<<<<

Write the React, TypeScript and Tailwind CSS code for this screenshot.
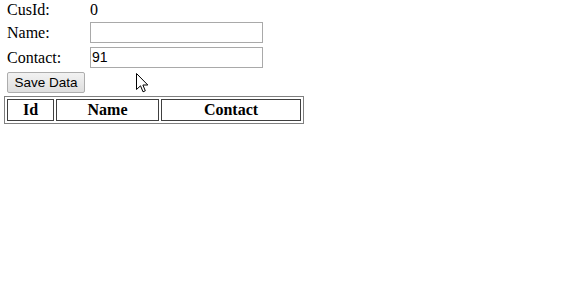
import React from "react";

function Cursor() {
  return (
    <svg
      className="absolute left-[136px] top-[73px]"
      width="13"
      height="20"
      viewBox="0 0 13 20"
    >
      <path
        d="M0.5 0.5 L0.5 16.5 L4.5 12.8 L7 18.8 L9.3 17.8 L6.9 12 L11.8 12 Z"
        fill="#fff"
        stroke="#000"
        strokeWidth="1"
        strokeLinejoin="miter"
      />
    </svg>
  );
}

export default function App() {
  return (
    <div className="relative h-[295px] w-[562px] overflow-hidden bg-white font-['Liberation_Serif',serif] text-[16px] text-black">
      <div className="flex flex-col">
        <div className="flex h-[19px] items-center pl-[7px]">
          <span className="w-[83px]">CusId:</span>
          <span>0</span>
        </div>
        <div className="mt-[3px] flex h-[21px] items-center pl-[7px]">
          <span className="w-[83px]">Name:</span>
          <input
            className="h-[21px] w-[173px] border border-[#a9a9a9] px-[1px] font-['Liberation_Sans',sans-serif] text-[14px] outline-none"
            defaultValue=""
          />
        </div>
        <div className="mt-[4px] flex h-[21px] items-center pl-[7px]">
          <span className="w-[83px]">Contact:</span>
          <input
            className="h-[21px] w-[173px] border border-[#a9a9a9] px-[1px] font-['Liberation_Sans',sans-serif] text-[14px] outline-none"
            defaultValue="91"
          />
        </div>
        <div className="mt-[4px] flex pl-[7px]">
          <button className="h-[21px] w-[78px] rounded-[2px] border border-[#adadad] bg-gradient-to-b from-[#f2f2f2] to-[#dedede] font-['Liberation_Sans',sans-serif] text-[13.5px] leading-none text-black">
            Save Data
          </button>
        </div>
        <div className="mt-[3px] flex pl-[4px]">
          <table className="border-separate border-spacing-[2px] border border-[#808080]">
            <thead>
              <tr>
                <th className="h-[22px] w-[47px] border border-[#404040] p-0 font-bold leading-none">Id</th>
                <th className="h-[22px] w-[103px] border border-[#404040] p-0 font-bold leading-none">Name</th>
                <th className="h-[22px] w-[140px] border border-[#404040] p-0 font-bold leading-none">Contact</th>
              </tr>
            </thead>
          </table>
        </div>
      </div>
      <Cursor />
    </div>
  );
}
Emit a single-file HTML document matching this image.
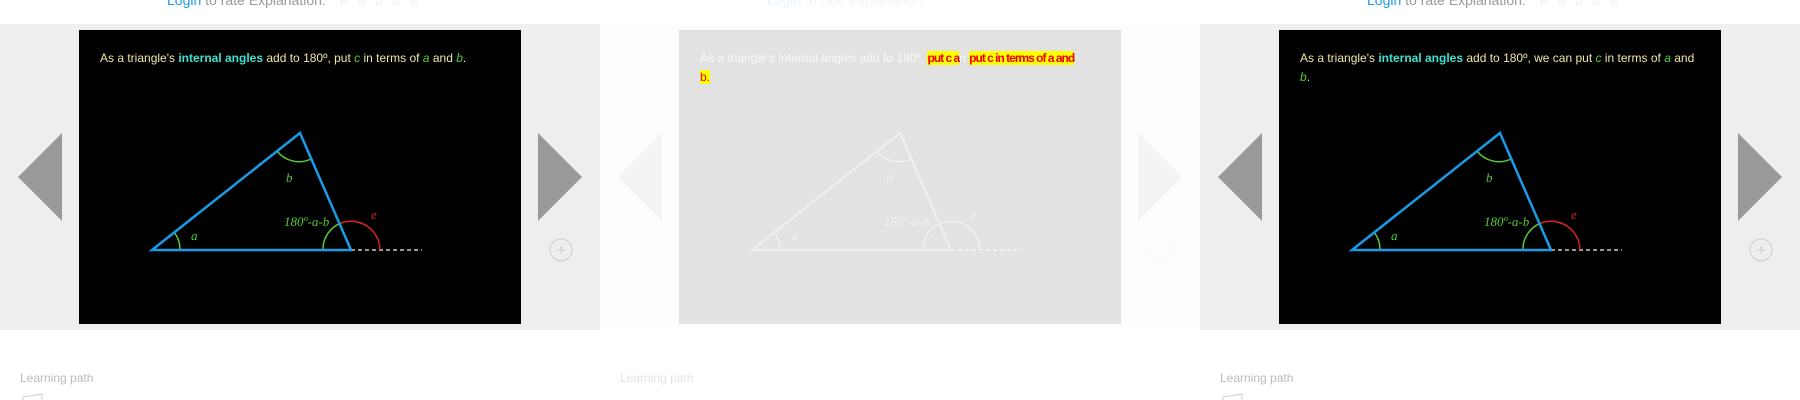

>>>>

Instructions for the task -
Reproduce only the lines running from the beginning of the entries above to the line holding "import React from", inclusive. Pictures stay out of the copy.

Answer to this task -
Write the React, TypeScript and Tailwind CSS code for this screenshot.
import React from "react";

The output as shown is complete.